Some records
/---

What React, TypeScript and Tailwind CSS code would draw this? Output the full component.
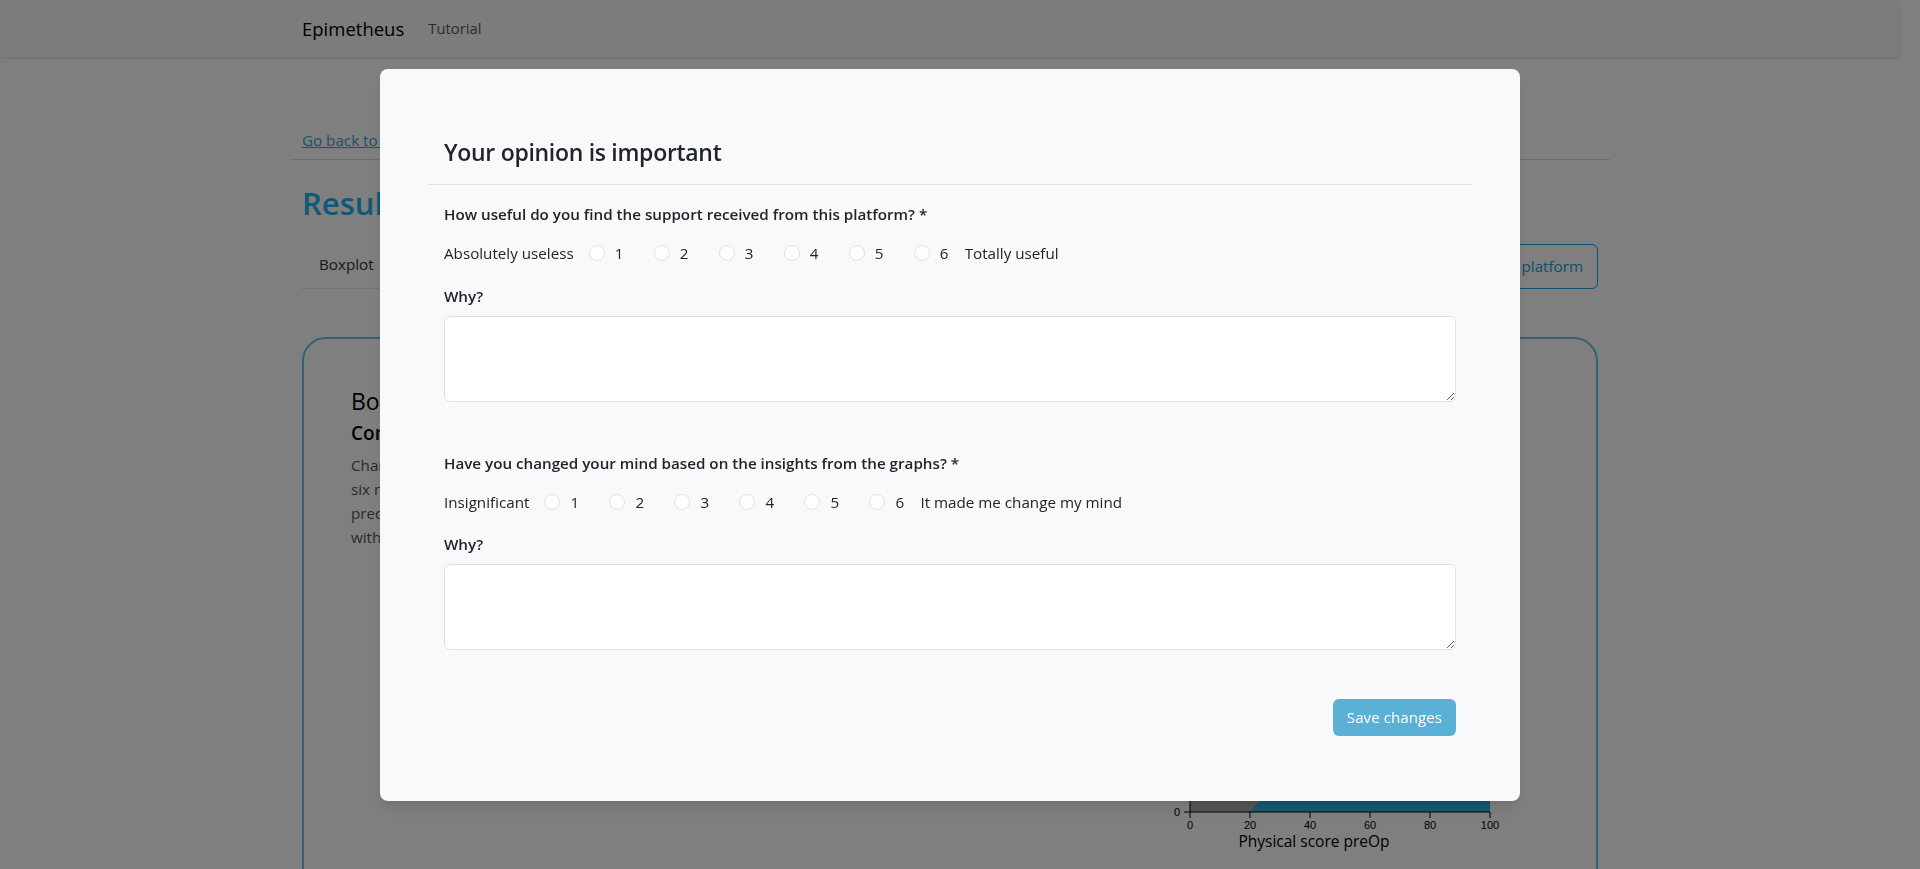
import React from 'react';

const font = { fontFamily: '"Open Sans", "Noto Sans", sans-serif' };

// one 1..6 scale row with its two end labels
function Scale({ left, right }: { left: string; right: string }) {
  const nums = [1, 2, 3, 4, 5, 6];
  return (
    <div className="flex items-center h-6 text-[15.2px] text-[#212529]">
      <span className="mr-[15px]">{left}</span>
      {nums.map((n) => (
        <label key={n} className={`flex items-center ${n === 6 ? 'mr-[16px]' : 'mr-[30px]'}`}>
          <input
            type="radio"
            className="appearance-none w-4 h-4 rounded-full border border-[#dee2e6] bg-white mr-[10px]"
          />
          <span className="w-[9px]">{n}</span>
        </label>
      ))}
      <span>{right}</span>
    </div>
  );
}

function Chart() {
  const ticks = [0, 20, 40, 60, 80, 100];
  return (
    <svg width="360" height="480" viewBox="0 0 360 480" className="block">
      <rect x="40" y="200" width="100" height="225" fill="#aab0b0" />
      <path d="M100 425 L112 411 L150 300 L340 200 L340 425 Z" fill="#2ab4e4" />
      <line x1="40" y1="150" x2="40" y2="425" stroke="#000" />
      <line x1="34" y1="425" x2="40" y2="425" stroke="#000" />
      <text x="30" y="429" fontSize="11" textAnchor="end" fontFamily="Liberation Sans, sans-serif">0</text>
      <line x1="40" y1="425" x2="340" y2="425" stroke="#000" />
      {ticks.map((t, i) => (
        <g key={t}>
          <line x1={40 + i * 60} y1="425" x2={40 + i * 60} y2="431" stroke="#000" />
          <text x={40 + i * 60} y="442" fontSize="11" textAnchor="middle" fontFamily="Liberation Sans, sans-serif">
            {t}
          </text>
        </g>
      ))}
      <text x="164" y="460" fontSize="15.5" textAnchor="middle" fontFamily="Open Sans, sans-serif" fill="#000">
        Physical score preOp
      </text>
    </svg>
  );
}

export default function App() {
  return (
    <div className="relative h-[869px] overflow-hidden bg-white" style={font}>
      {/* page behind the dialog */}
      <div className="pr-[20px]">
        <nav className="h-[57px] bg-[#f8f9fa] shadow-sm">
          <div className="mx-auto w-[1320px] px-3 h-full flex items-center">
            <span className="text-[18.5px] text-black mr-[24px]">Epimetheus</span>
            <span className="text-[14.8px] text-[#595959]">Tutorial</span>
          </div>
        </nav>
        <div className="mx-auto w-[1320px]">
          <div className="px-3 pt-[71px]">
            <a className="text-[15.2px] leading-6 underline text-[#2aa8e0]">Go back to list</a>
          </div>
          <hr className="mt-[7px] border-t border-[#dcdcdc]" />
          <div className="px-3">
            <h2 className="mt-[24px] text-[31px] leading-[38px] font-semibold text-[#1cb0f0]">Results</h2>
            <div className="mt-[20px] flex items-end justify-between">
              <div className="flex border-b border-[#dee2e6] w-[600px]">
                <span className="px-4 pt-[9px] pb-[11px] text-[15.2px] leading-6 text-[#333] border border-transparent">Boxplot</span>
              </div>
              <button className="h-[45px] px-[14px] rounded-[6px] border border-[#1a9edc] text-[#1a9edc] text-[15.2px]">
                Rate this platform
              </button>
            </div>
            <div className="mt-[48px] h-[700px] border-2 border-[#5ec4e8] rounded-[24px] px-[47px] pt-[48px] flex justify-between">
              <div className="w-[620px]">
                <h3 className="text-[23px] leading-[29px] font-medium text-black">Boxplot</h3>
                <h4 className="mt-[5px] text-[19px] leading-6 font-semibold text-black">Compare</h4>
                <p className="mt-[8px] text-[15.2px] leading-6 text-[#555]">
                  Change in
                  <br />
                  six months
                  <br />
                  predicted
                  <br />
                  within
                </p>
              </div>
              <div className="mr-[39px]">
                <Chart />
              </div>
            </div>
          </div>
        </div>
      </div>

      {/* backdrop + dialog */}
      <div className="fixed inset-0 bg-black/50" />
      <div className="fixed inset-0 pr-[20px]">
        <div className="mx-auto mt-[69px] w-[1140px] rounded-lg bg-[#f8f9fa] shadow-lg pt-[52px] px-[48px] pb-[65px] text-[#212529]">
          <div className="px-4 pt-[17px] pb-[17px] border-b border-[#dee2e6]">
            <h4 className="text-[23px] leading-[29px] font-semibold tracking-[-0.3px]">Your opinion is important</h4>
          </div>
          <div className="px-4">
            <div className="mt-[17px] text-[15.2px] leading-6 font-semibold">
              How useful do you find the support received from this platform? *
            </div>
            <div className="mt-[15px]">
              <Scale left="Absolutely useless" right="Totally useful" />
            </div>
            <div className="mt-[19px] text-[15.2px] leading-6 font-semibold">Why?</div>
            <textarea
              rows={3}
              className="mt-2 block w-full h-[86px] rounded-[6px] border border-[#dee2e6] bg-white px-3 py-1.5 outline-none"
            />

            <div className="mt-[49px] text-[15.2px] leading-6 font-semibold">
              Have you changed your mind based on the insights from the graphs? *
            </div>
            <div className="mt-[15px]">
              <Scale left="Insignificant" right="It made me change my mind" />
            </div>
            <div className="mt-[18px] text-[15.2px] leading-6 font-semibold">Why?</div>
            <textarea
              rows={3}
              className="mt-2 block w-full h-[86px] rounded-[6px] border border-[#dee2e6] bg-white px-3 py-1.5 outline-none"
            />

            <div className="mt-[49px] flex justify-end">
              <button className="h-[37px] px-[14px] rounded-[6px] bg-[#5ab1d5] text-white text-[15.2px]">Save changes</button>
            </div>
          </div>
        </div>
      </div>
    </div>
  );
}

\---
/---

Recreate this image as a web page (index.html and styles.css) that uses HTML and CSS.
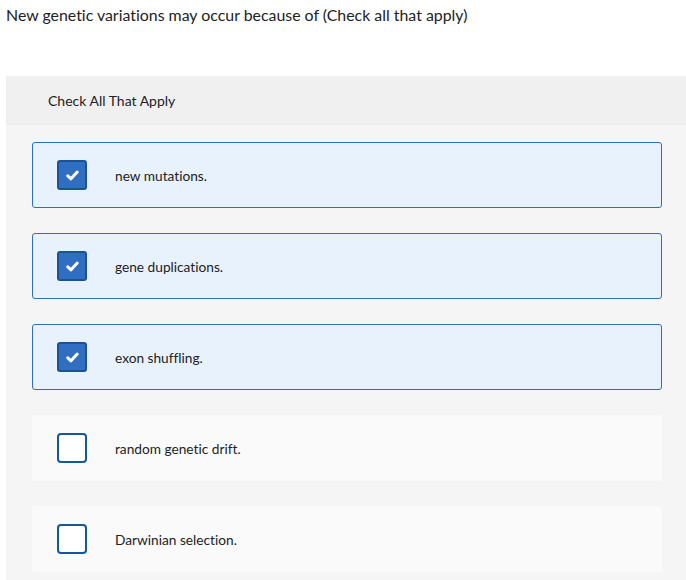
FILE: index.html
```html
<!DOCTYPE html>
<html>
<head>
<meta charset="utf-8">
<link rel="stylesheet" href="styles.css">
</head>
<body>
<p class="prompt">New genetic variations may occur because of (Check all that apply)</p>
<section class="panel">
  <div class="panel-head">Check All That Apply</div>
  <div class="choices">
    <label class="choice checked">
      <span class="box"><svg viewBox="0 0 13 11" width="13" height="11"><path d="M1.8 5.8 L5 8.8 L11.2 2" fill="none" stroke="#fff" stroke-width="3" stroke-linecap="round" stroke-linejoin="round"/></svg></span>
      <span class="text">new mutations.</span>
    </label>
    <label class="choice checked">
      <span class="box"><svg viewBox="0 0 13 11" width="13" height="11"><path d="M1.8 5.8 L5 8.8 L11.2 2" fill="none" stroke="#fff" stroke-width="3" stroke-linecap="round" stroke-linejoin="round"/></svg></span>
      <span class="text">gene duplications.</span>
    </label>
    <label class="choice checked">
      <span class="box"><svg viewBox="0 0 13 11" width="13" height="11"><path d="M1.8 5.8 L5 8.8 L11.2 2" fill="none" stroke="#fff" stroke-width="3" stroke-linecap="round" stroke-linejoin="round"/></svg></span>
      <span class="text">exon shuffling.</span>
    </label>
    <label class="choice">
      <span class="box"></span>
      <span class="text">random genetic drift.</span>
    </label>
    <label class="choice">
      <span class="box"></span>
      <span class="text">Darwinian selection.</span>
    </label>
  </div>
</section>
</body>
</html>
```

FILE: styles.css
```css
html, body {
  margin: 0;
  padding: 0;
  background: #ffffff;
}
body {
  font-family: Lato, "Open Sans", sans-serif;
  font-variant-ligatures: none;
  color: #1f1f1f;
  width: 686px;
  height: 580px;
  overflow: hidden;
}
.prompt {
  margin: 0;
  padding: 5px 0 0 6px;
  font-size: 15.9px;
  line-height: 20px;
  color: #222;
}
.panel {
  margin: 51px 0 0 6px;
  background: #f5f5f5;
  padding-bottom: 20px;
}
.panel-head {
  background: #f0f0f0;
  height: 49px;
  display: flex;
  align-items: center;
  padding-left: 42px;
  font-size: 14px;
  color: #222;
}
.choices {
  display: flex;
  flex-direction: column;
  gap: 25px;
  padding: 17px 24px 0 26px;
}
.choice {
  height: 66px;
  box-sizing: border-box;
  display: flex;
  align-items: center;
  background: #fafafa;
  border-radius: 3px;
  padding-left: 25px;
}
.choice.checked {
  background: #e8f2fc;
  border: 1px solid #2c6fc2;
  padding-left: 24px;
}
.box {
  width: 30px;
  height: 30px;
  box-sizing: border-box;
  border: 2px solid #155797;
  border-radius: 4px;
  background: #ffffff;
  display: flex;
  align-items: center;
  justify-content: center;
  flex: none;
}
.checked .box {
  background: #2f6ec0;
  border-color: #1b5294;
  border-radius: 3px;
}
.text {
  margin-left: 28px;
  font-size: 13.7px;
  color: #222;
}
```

\---

Search the data for "this". Copy every line that has it.

COMPLETE ANSWER —
What React, TypeScript and Tailwind CSS code would draw this? Output the full component.
                Rate this platform
              How useful do you find the support received from this platform? *
Recreate this image as a web page (index.html and styles.css) that uses HTML and CSS.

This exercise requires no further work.